I agree with Christie and Jefferson on the importance of well-defined, format-agnostic collection development policies, but I also think that format-specific considerations can usefully inform the selection of web content for archiving.

Case-in-point: the Curator for the Russia and Eurasia Collection at the Hoover Institution Library and Archives approached me about archiving some websites about the Ukraine conflict that weren't represented in Archive-It's collaborative collection. Archive-It had already facilitated the creation of the most essential curated archive of web materials related to the topic. The marginal value of nominating the additional websites for archiving within the Archive-It collection, to researchers at both the Hoover Institution and, well, anywhere else, far exceeded the value of a proprietary Hoover Institution web archive collection with an arbitrary subset of its content. So, I plugged him into the Archive-It effort.

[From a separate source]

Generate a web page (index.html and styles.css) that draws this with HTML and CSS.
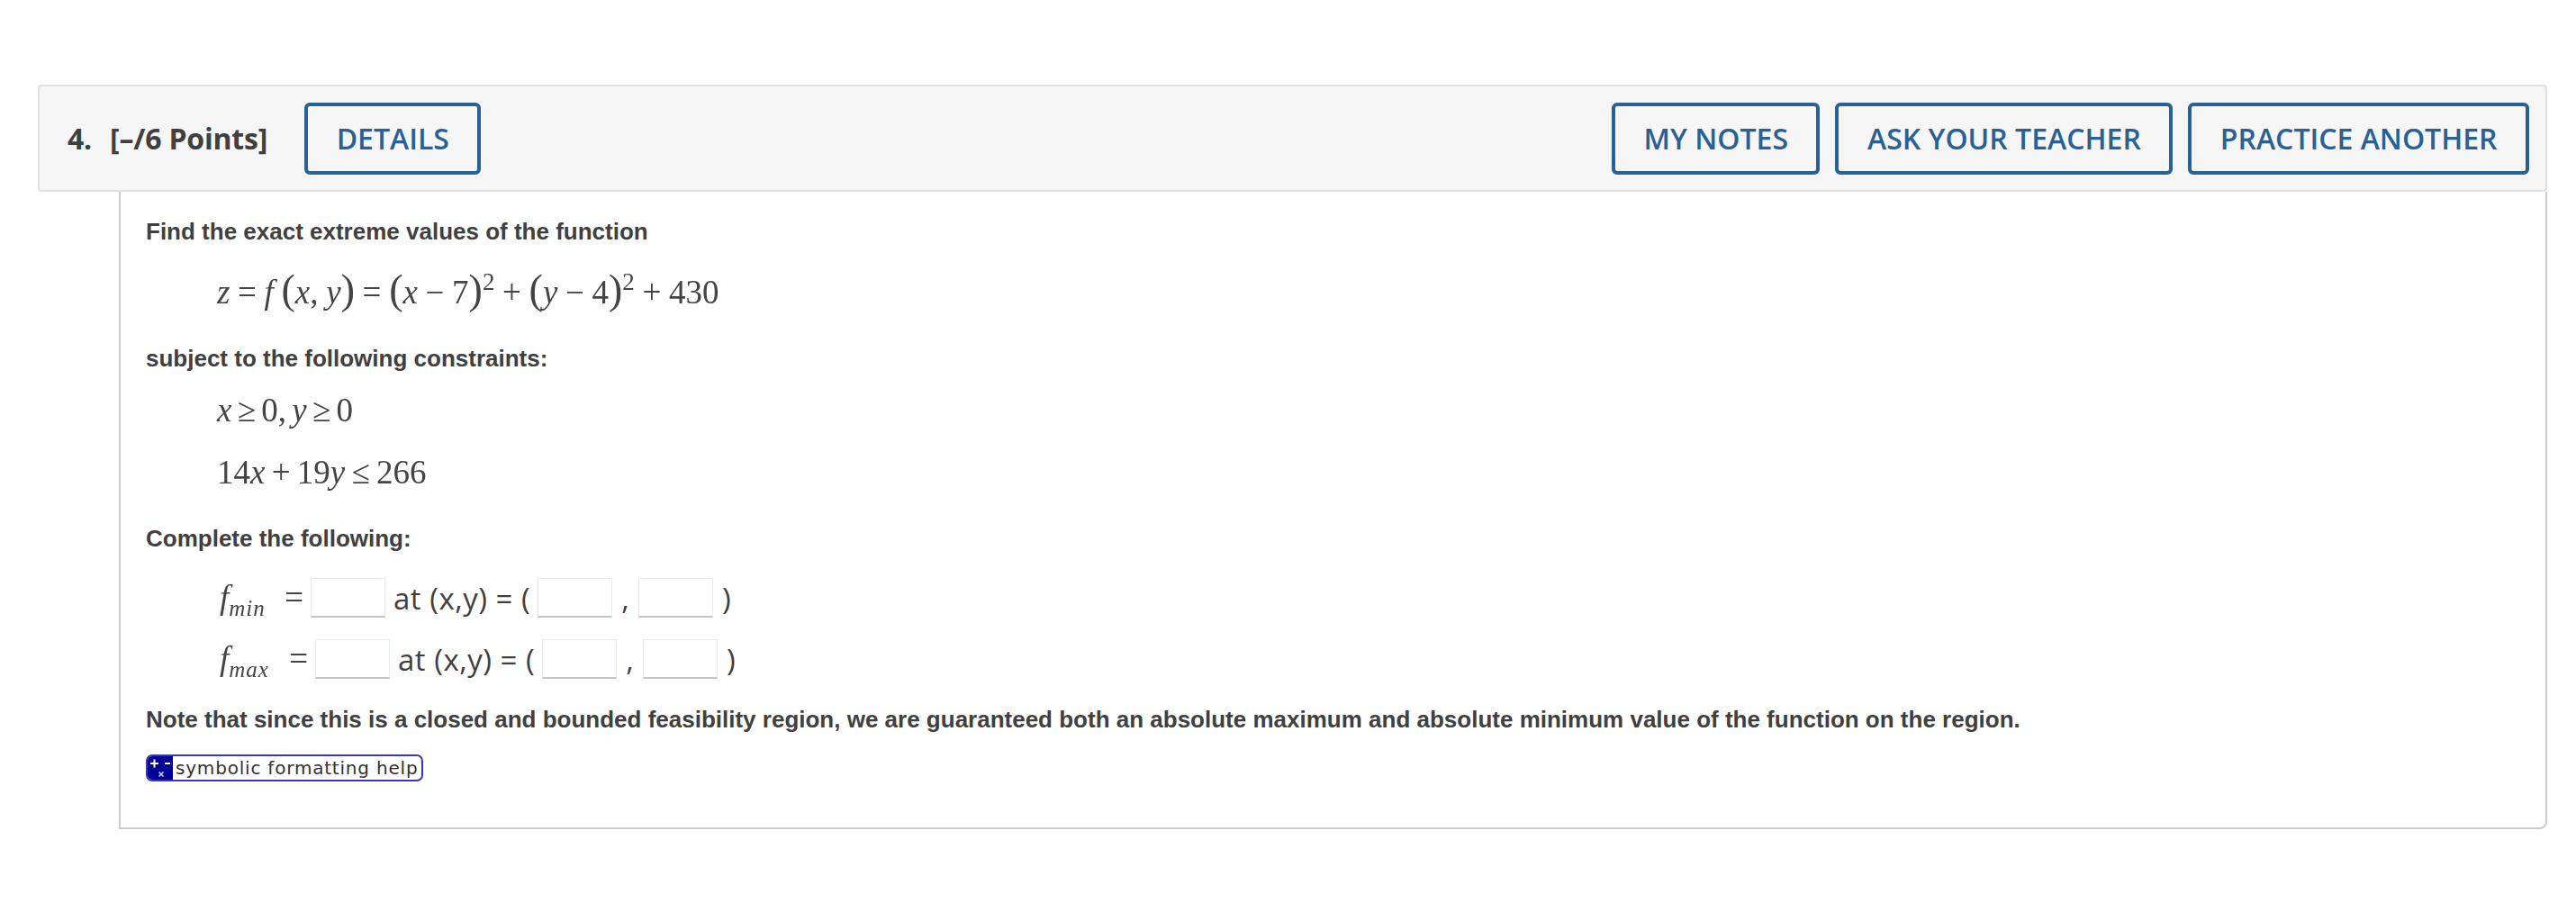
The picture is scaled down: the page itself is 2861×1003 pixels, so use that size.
FILE: index.html
```html
<!DOCTYPE html>
<html lang="en">
<head>
  <meta charset="UTF-8">
  <title>Question 4</title>
  <link rel="stylesheet" href="styles.css">
</head>
<body>
  <div class="question">
    <div class="question-head">
      <div class="head-left">
        <span class="question-title"><span class="question-num">4.</span>[–/6 Points]</span>
        <button class="head-button">DETAILS</button>
      </div>
      <div class="head-right">
        <button class="head-button">MY NOTES</button>
        <button class="head-button">ASK YOUR TEACHER</button>
        <button class="head-button">PRACTICE ANOTHER</button>
      </div>
    </div>

    <div class="question-body">
      <p class="prompt">Find the exact extreme values of the function</p>
      <div class="math math-formula">
        <i>z</i> = <i>f</i> <span class="paren">(</span><i>x</i>, <i>y</i><span class="paren">)</span> = <span class="paren">(</span><i>x</i> − 7<span class="paren">)</span><sup>2</sup> + <span class="paren">(</span><i>y</i> − 4<span class="paren">)</span><sup>2</sup> + 430
      </div>
      <p class="prompt prompt-subject">subject to the following constraints:</p>
      <div class="math math-line1"><i>x</i> ≥ 0, <i>y</i> ≥ 0</div>
      <div class="math math-line2">14<i>x</i> + 19<i>y</i> ≤ 266</div>
      <p class="prompt prompt-complete">Complete the following:</p>

      <div class="answer-row answer-min">
        <span class="math answer-label"><i>f<sub>min</sub></i><span>=</span></span>
        <input class="answer-box" type="text">
        <span class="answer-at">at (x,y) = (</span>
        <input class="answer-box" type="text">
        <span class="answer-comma">,</span>
        <input class="answer-box" type="text">
        <span class="answer-close">)</span>
      </div>
      <div class="answer-row answer-max">
        <span class="math answer-label"><i>f<sub>max</sub></i><span>=</span></span>
        <input class="answer-box" type="text">
        <span class="answer-at">at (x,y) = (</span>
        <input class="answer-box" type="text">
        <span class="answer-comma">,</span>
        <input class="answer-box" type="text">
        <span class="answer-close">)</span>
      </div>

      <p class="prompt prompt-note">Note that since this is a closed and bounded feasibility region, we are guaranteed both an absolute maximum and absolute minimum value of the function on the region.</p>

      <a class="format-help">
        <span class="format-icon">
          <svg width="30" height="30" viewBox="0 0 30 30">
            <path d="M5 10h9M9.5 5.500v9M21 10h6" stroke="#fff" stroke-width="2" fill="none"/>
            <path d="M14.500 19.500l5 5M19.500 19.500l-5 5" stroke="#ccd" stroke-width="1.600" fill="none"/>
          </svg>
        </span>
        <span class="format-text">symbolic formatting help</span>
      </a>
    </div>
  </div>
</body>
</html>
```

FILE: styles.css
```css
body {
  margin: 0;
  background: #fff;
  color: #404040;
  font-family: "Liberation Sans", Arial, sans-serif;
}

.question {
  padding: 94px 32px 0 42px;
}

.question-head {
  display: flex;
  justify-content: space-between;
  align-items: center;
  height: 119px;
  box-sizing: border-box;
  padding: 0 18px 0 31px;
  background: #f6f6f6;
  border: 2px solid #e0e0e0;
  border-radius: 4px;
}

.head-left,
.head-right {
  display: flex;
  align-items: center;
}

.head-right {
  gap: 17px;
}

.question-title {
  font-family: "Open Sans", sans-serif;
  font-weight: 700;
  font-size: 32px;
  letter-spacing: -0.2px;
  margin-right: 41px;
  white-space: nowrap;
}

.question-num {
  margin-right: 20px;
}

.head-button {
  height: 80px;
  padding: 0 31.5px;
  background: transparent;
  border: 4px solid #2a6194;
  border-radius: 6px;
  color: #2a6194;
  font-family: "Open Sans", sans-serif;
  font-weight: 600;
  font-size: 32px;
  white-space: nowrap;
}

.question-body {
  margin-left: 90px;
  padding: 26px 0 51px 28px;
  border-left: 2px solid #ccc;
  border-right: 2px solid #ccc;
  border-bottom: 2px solid #ccc;
  border-bottom-right-radius: 8px;
}

.prompt {
  margin: 0;
  font-weight: 700;
  font-size: 26px;
  line-height: 36px;
}

.prompt-subject { margin-top: 27px; }
.prompt-complete { margin-top: 35px; }
.prompt-note { margin-top: 27px; }

.math {
  font-family: "Liberation Serif", serif;
  color: #444;
  font-size: 37px;
  filter: blur(0.4px);
  white-space: nowrap;
}

.math-formula {
  margin: 22px 0 0 79px;
  height: 56px;
  line-height: 56px;
  word-spacing: -0.6px;
}

.math-formula sup {
  font-size: 27px;
  line-height: 0;
  vertical-align: 15px;
}

.paren {
  font-size: 46px;
  line-height: 0;
}

.math-line1 {
  margin: 20px 0 0 79px;
  height: 40px;
  line-height: 40px;
  word-spacing: -3px;
}

.math-line2 {
  margin: 29px 0 0 79px;
  height: 40px;
  line-height: 40px;
  word-spacing: -2px;
}

.answer-row {
  display: flex;
  align-items: center;
  height: 44px;
  font-family: "Open Sans", sans-serif;
  font-size: 33px;
}

.answer-min { margin: 26px 0 0 82px; }
.answer-max { margin: 24px 0 0 82px; }

.answer-label {
  display: flex;
  justify-content: space-between;
  box-sizing: border-box;
  width: 101px;
  padding-right: 8px;
  flex: none;
  line-height: 44px;
}

.answer-max .answer-label {
  width: 106px;
}

.answer-label sub {
  font-size: 25px;
  line-height: 0;
  letter-spacing: 1px;
}

.answer-box {
  flex: none;
  width: 83px;
  height: 44px;
  box-sizing: border-box;
  padding: 0;
  background: #fff;
  border: 1px solid #ececec;
  border-bottom: 2px solid #c4c4c4;
}

.answer-at {
  width: 169px;
  padding-left: 9px;
  box-sizing: border-box;
  letter-spacing: 0.5px;
  white-space: nowrap;
}

.answer-comma {
  width: 29px;
  text-align: center;
}

.answer-close {
  margin-left: 10px;
}

.format-help {
  display: flex;
  align-items: stretch;
  width: 308px;
  height: 30px;
  box-sizing: border-box;
  margin-top: 21px;
  border: 2px solid #3737b0;
  border-radius: 7px;
  overflow: hidden;
}

.format-icon {
  display: block;
  flex: none;
  width: 30px;
  margin: -2px 0 -2px -2px;
  background: #000099;
}

.format-text {
  padding-left: 3px;
  font-family: "DejaVu Sans", sans-serif;
  font-size: 20px;
  line-height: 26px;
  letter-spacing: 0.8px;
  color: #333;
  white-space: nowrap;
}
```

Collection development policy doesn't typically account for the fact that what other organizations are collecting and, incidentally, making publicly available through Archive-It (or other web archive access points) matters a lot more than it did in a context where acquired analog resources were at most shared within a regional consortium. The potential volume of web content that turns out to be in scope for even a highly-targeted collection development policy and the comparatively small fraction of the changing, disappearing web that our collective web archiving efforts are able to capture and re-present suggest to me that we should actively avoid duplicating efforts and focus foremost on at-risk content. On the other hand, maybe the scale of the problem means that all of our organizations can freely pursue their collection development policies without concern for collisions?

At Stanford University Libraries, web content collecting has not been incorporated into subject-specific policies, but we have created format-specific recommendations that operate as "overlay" guidance for collection development.